During synchrony and under static participation (every node is active), these are necessary properties for every worthwhile consensus protocol. However, their fulfillment during asynchrony and/or dynamic participation is much more subtle.
Finality – safety under L2 network partitions and inactivity. If the unknown subset of active participants fulfills a specified honesty threshold, then all active honest nodes agree during both synchrony and asynchrony.
Adaptivity (dynamic availability) – liveness under L2 network partitions and inactivity. If the unknown subset of active participants fulfills a specified honesty threshold, then the protocol can advance, i.e a malicious minority cannot freeze it indefinitely. (In our setting, this implies the protocol remains live if some of the stake becomes idle.)
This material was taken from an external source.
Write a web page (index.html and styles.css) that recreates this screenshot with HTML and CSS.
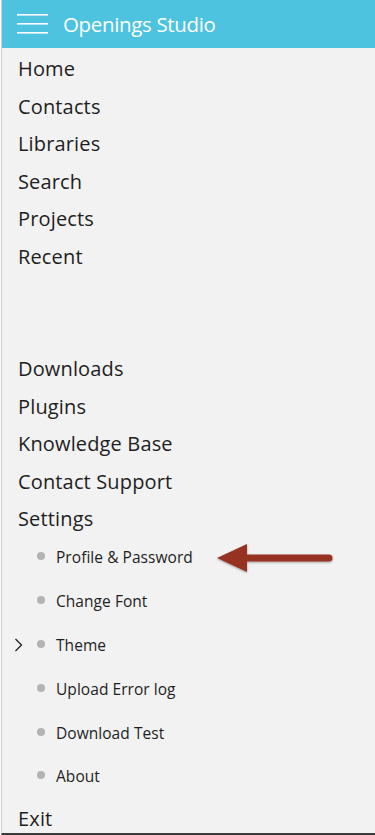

For an L1, inactivity is indistinguishable from asynchrony. Consequently, the CAP theorem implies that adaptivity and finality are mutually exclusive properties. Recent literature on consensus protocols sidesteps this problem with user-level solutions, for instance using dual ledgers with a finality gadget as in PoS Ethereum. By introducing assumptions about the underlying L1, we hope to either resolve the availability/finality dilemma for L2 consensus at the protocol level, or to improve on existing user-dependent solutions.
Safety is crucial, but a protocol in which a safety violation is inconsequential to the violators is vulnerable. The following enhancement of the safety property incentivizes honest behavior.
Accountable safety – for every honest fork, the active honest part of the network contains evidence proving a large subset of nodes acted maliciously. (The punishment mechanism is not a part of the property, and can be social or protocol-level.)
The above argument shows that adaptivity and accountable finality are mutually exclusive properties for an L1. However, we want to employ L1 to get a strong form of accountability which applies even for a malicious majority of the stake.